Obwohl in London und jahrelang in Berlin zu Hause, zog es Duncan Smith zurück nach Stuttgart. „Die Stadt ist gut für mich“, sagt er, „in ein paar Minuten bist du im Wald, das ist der Hammer.“ Er liebt die schwäbischen Eigentümlichkeiten, rühmt die humane Art seiner alteingesessenen Vermieter. Manchmal träumt er vom Leben auf dem Land und ist sich sicher, nach der Landflucht der Gegenwart könnten die Dörfer eines Tages „richtig hip werden“. Wenn die Leute die Schnauze voll haben „vom Schneller-Höher-Weiter der Wirtschaft“. Stuttgart ist ihm genau klein und groß genug, um Stadt und Land zu sein.

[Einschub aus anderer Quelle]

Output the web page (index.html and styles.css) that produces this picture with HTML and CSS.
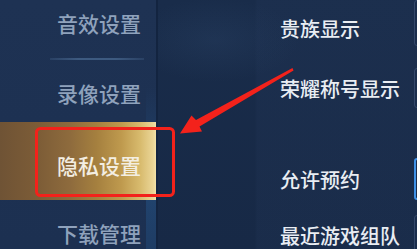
FILE: index.html
```html
<!DOCTYPE html>
<html lang="zh-CN">
<head>
<meta charset="utf-8">
<title>设置</title>
<link rel="stylesheet" href="styles.css">
</head>
<body>
<div class="screen">
  <nav class="sidebar">
    <div class="nav-item nav-first">音效设置</div>
    <div class="nav-sep"></div>
    <div class="nav-item nav-second">录像设置</div>
    <div class="nav-item nav-active">隐私设置</div>
    <div class="nav-item nav-last">下载管理</div>
  </nav>
  <main class="content">
    <div class="row row-1"><span class="label">贵族显示</span><span class="toggle"></span></div>
    <div class="row row-2"><span class="label">荣耀称号显示</span><span class="toggle"></span></div>
    <div class="row row-3"><span class="label">允许预约</span><span class="toggle toggle-on"></span></div>
    <div class="row row-4"><span class="label">最近游戏组队</span><span class="toggle"></span></div>
  </main>
  <svg class="annotation" width="417" height="249" viewBox="0 0 417 249">
    <rect x="36.5" y="128.5" width="137" height="67" rx="4" ry="4" fill="none" stroke="#f3221b" stroke-width="3"/>
    <polygon points="292.5,68 293.5,70.5 199.5,126.5 202,131.5 180,133.5 191.5,115.5 196,120" fill="#f3221b"/>
  </svg>
</div>
</body>
</html>
```
FILE: styles.css
```css
* { box-sizing: border-box; }
html, body { margin: 0; padding: 0; }
body {
  width: 417px;
  height: 249px;
  overflow: hidden;
  background: #172a47;
  font-family: "Noto Sans CJK SC", "Noto Sans", sans-serif;
}
.screen {
  position: relative;
  display: flex;
  width: 417px;
  height: 249px;
  overflow: hidden;
  background:
    radial-gradient(ellipse 120px 60px at 215px 40px, rgba(60, 90, 130, 0.18), transparent 70%),
    linear-gradient(180deg, #192c4a 0%, #172946 100%);
}
.sidebar {
  flex: 0 0 158px;
  display: flex;
  flex-direction: column;
  background:
    linear-gradient(180deg, rgba(36, 80, 130, 0) 35%, rgba(36, 84, 136, 0.55) 75%, rgba(36, 84, 136, 0.35) 100%) right / 10px 100% no-repeat,
    linear-gradient(180deg, #1e3253 0%, #1c3051 100%);
  border-right: 2px solid #132440;
}
.nav-item {
  display: flex;
  align-items: center;
  flex-shrink: 0;
  padding-left: 57px;
  font-size: 21px;
  font-weight: 500;
  color: #8fa2bc;
  white-space: nowrap;
}
.nav-first { height: 46px; }
.nav-sep {
  flex: 0 0 2px;
  margin: 12px 12px 0 50px;
  background: linear-gradient(90deg, rgba(70, 100, 140, 0.3), #3d5a80 30%, #3d5a80 70%, rgba(70, 100, 140, 0.3));
}
.nav-second { height: 62px; padding-top: 4px; }
.nav-active {
  height: 78px;
  padding-top: 8px;
  color: #f3eee2;
  background: linear-gradient(90deg, #6f5335 0%, #7d5d37 25%, #8e6b3d 45%, #a5803f 62%, #bf9a4e 78%, #d8bb6e 90%, #ead596 98%, #f2e2a8 100%);
}
.nav-last { height: 66px; }

.content {
  flex: 1 1 auto;
  display: flex;
  flex-direction: column;
  padding-left: 122px;
  background: linear-gradient(90deg, rgba(0, 0, 0, 0) 0, rgba(0, 0, 0, 0) 97px, rgba(40, 60, 95, 0.18) 99px);
}
.row {
  display: flex;
  align-items: center;
  flex-shrink: 0;
  white-space: nowrap;
}
.label {
  flex: 0 0 134px;
  font-size: 20px;
  font-weight: 500;
  color: #e9edf3;
}
.toggle {
  flex: 0 0 60px;
  height: 40px;
  border: 1px solid #34486a;
  border-radius: 3px;
  background: #1a2d4c;
}
.toggle-on {
  border: 2px solid #3f91e6;
  height: 42px;
}
.row-1 { height: 56px; }
.row-1 .toggle { height: 46px; margin-top: -10px; }
.row-2 { height: 64px; }
.row-3 { height: 54px; margin-top: 32px; }
.row-4 { height: 58px; margin-top: 0; }

.annotation {
  position: absolute;
  left: 0;
  top: 0;
  pointer-events: none;
}
```
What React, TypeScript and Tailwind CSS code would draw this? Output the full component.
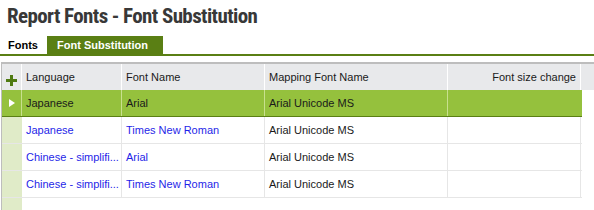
import React from "react";

type Row = {
  language: string;
  fontName: string;
  mapping: string;
  sizeChange: string;
};

const rows: Row[] = [
  { language: "Japanese", fontName: "Arial", mapping: "Arial Unicode MS", sizeChange: "" },
  { language: "Japanese", fontName: "Times New Roman", mapping: "Arial Unicode MS", sizeChange: "" },
  { language: "Chinese - simplifi...", fontName: "Arial", mapping: "Arial Unicode MS", sizeChange: "" },
  { language: "Chinese - simplifi...", fontName: "Times New Roman", mapping: "Arial Unicode MS", sizeChange: "" },
];

function PlusIcon() {
  return (
    <svg width="11" height="11" viewBox="0 0 11 11">
      <rect x="4" y="0" width="3" height="11" fill="#4f7a12" />
      <rect x="0" y="4" width="11" height="3" fill="#4f7a12" />
    </svg>
  );
}

function RowArrow() {
  return (
    <svg width="8" height="8" viewBox="0 0 8 8">
      <path d="M1 0 L7 4 L1 8 Z" fill="#ffffff" />
    </svg>
  );
}

export default function App() {
  return (
    <div
      className="w-[594px] h-[210px] overflow-hidden bg-white flex flex-col"
      style={{ fontFamily: '"Liberation Sans", Arial, sans-serif' }}
    >
      {/* Title */}
      <h1
        className="pl-[7px] pt-[4px] h-[32px] text-[21px] leading-[24px] font-bold tracking-[-0.6px] text-[#383838]"
        style={{ fontFamily: '"Liberation Sans Narrow", "Arial Narrow", "Roboto", sans-serif', fontStretch: "condensed" }}
      >
        Report Fonts - Font Substitution
      </h1>

      {/* Tabs */}
      <div className="mt-[4px] flex border-b-[2px] border-[#5a7f14] pl-[2px]">
        <div className="w-[45px] h-[18px] flex items-center pl-[6px] text-[11px] font-bold text-black bg-white">
          Fonts
        </div>
        <div className="w-[116px] h-[18px] flex items-center pl-[10px] text-[11px] font-bold text-white bg-[#5a7f14]">
          Font Substitution
        </div>
      </div>

      {/* Grid */}
      <div className="mt-[6px] ml-[1px] flex-1 flex flex-col border-t-2 border-l border-[#bdbdbd] text-[11px]">
        {/* Header */}
        <div className="flex h-[26px] bg-[#e8e9eb] text-[#1a1a1a]">
          <div className="w-[20px] flex items-end justify-center pb-[4px] border-r border-white">
            <PlusIcon />
          </div>
          <div className="w-[100px] flex items-center pl-[4px] border-r border-white">Language</div>
          <div className="w-[143px] flex items-center pl-[4px] border-r border-white">Font Name</div>
          <div className="w-[183px] flex items-center pl-[4px] border-r border-white">Mapping Font Name</div>
          <div className="w-[133px] flex items-center justify-end pr-[4px] border-r border-white">
            Font size change
          </div>
          <div className="flex-1" />
        </div>

        {/* Rows */}
        {rows.map((row, i) => {
          const selected = i === 0;
          return (
            <div
              key={i}
              className={
                selected
                  ? "flex h-[27px] w-[580px] bg-[#95c13d] text-[#1a1a1a] border-b border-[#5a7f14]"
                  : "flex h-[27px] w-[580px] bg-white text-[#1f1fe8] border-b border-[#e6e6e6]"
              }
            >
              <div
                className={
                  selected
                    ? "w-[20px] flex items-center justify-center border-r border-[#c8e08e]"
                    : "w-[20px] bg-[#e0ebc8]"
                }
              >
                {selected && <RowArrow />}
              </div>
              <div
                className={
                  selected
                    ? "w-[100px] flex items-center pl-[4px] border-r border-[#c8e08e] whitespace-nowrap"
                    : "w-[100px] flex items-center pl-[4px] border-r border-[#e6e6e6] whitespace-nowrap"
                }
              >
                {row.language}
              </div>
              <div
                className={
                  selected
                    ? "w-[143px] flex items-center pl-[4px] border-r border-[#c8e08e]"
                    : "w-[143px] flex items-center pl-[4px] border-r border-[#e6e6e6]"
                }
              >
                {row.fontName}
              </div>
              <div
                className={
                  selected
                    ? "w-[183px] flex items-center pl-[4px] border-r border-[#c8e08e]"
                    : "w-[183px] flex items-center pl-[4px] border-r border-[#e6e6e6] text-[#1a1a1a]"
                }
              >
                {row.mapping}
              </div>
              <div
                className={
                  selected
                    ? "w-[133px] flex items-center justify-end pr-[4px] border-r border-[#95c13d]"
                    : "w-[133px] flex items-center justify-end pr-[4px] border-r border-[#e6e6e6]"
                }
              >
                {row.sizeChange}
              </div>
            </div>
          );
        })}

        {/* Filler below rows */}
        <div className="flex-1 flex">
          <div className="w-[20px] bg-[#e0ebc8]" />
        </div>
      </div>
    </div>
  );
}
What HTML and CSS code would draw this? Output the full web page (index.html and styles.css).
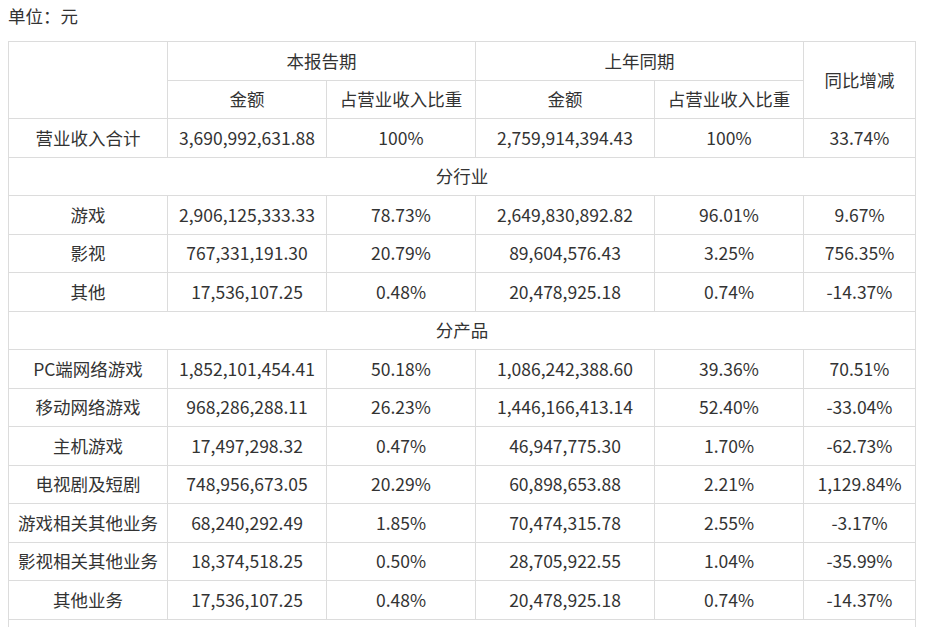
FILE: index.html
```html
<!DOCTYPE html>
<html lang="zh-CN">
<head>
<meta charset="utf-8">
<title>营业收入构成</title>
<link rel="stylesheet" href="styles.css">
</head>
<body>
<div class="unit">单位：元</div>
<table class="report">
  <colgroup>
    <col class="c1"><col class="c2"><col class="c3"><col class="c4"><col class="c5"><col class="c6">
  </colgroup>
  <tbody>
    <tr><td rowspan="2"></td><td colspan="2">本报告期</td><td colspan="2">上年同期</td><td rowspan="2">同比增减</td></tr>
    <tr><td>金额</td><td>占营业收入比重</td><td>金额</td><td>占营业收入比重</td></tr>
    <tr><td>营业收入合计</td><td>3,690,992,631.88</td><td>100%</td><td>2,759,914,394.43</td><td>100%</td><td>33.74%</td></tr>
    <tr><td colspan="6">分行业</td></tr>
    <tr><td>游戏</td><td>2,906,125,333.33</td><td>78.73%</td><td>2,649,830,892.82</td><td>96.01%</td><td>9.67%</td></tr>
    <tr><td>影视</td><td>767,331,191.30</td><td>20.79%</td><td>89,604,576.43</td><td>3.25%</td><td>756.35%</td></tr>
    <tr><td>其他</td><td>17,536,107.25</td><td>0.48%</td><td>20,478,925.18</td><td>0.74%</td><td>-14.37%</td></tr>
    <tr><td colspan="6">分产品</td></tr>
    <tr><td>PC端网络游戏</td><td>1,852,101,454.41</td><td>50.18%</td><td>1,086,242,388.60</td><td>39.36%</td><td>70.51%</td></tr>
    <tr><td>移动网络游戏</td><td>968,286,288.11</td><td>26.23%</td><td>1,446,166,413.14</td><td>52.40%</td><td>-33.04%</td></tr>
    <tr><td>主机游戏</td><td>17,497,298.32</td><td>0.47%</td><td>46,947,775.30</td><td>1.70%</td><td>-62.73%</td></tr>
    <tr><td>电视剧及短剧</td><td>748,956,673.05</td><td>20.29%</td><td>60,898,653.88</td><td>2.21%</td><td>1,129.84%</td></tr>
    <tr><td>游戏相关其他业务</td><td>68,240,292.49</td><td>1.85%</td><td>70,474,315.78</td><td>2.55%</td><td>-3.17%</td></tr>
    <tr><td>影视相关其他业务</td><td>18,374,518.25</td><td>0.50%</td><td>28,705,922.55</td><td>1.04%</td><td>-35.99%</td></tr>
    <tr><td>其他业务</td><td>17,536,107.25</td><td>0.48%</td><td>20,478,925.18</td><td>0.74%</td><td>-14.37%</td></tr>
    <tr><td colspan="6"></td></tr>
  </tbody>
</table>
</body>
</html>
```
FILE: styles.css
```css
html, body {
  margin: 0;
  padding: 0;
  background: #fff;
}
body {
  padding: 8px;
  font-family: "Noto Sans CJK SC", "Noto Sans", sans-serif;
  font-size: 17.5px;
  color: #333;
}
.unit {
  line-height: 18px;
  height: 18px;
  margin-bottom: 16px;
  margin-top: -1px;
}
.report {
  border-collapse: collapse;
  table-layout: fixed;
  width: 907px;
  margin-top: 1px;
}
.c1 { width: 159px; }
.c2 { width: 159px; }
.c3 { width: 149px; }
.c4 { width: 179px; }
.c5 { width: 149px; }
.c6 { width: 112px; }
.report td {
  border: 1px solid #dcdcdc;
  text-align: center;
  vertical-align: middle;
  height: 37.5px;
  padding: 0 3px;
  line-height: 22px;
  white-space: nowrap;
  box-sizing: border-box;
}
.report tr {
  height: 38.5px;
}
```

Duncan Smith ist einer, der mit seiner Hingabe zur Geschichte der Rockmusik und ihrer Künstler im inneren Kreis gelandet ist, vollkommen damit zufrieden, mit seinen Jobs gerade mal so viel Geld zu verdienen, wie er zum Leben braucht. Einer seiner besten Freunde ist der Fotograf Philip Townsend, ein bedeutender Londoner Bild-Pionier, der schon die ­Rolling Stones ablichtete, als Jimmy Page (Led Zeppelin) noch in einer Band namens Carter-Lewis and the Southerners spielte.

Auf Duncan Smiths Visitenkarte steht, wohl mit britischer Selbstironie, „Photographer & Gentleman“. Den Gentleman übersetzt man am besten milieu- und klassenbewusst mit „feiner Junge“. – Am 22. Oktober eröffnet die Rock Star Photo Gallery in der Senefelderstraße 56 die Ausstellung „I’m a Rocker“ mit Arbeiten des Heidelberger Fotografen Martin Häusler. Offizieller Sponsor der Show ist die Band Motörhead. Duncan sagt: Lemmy forever.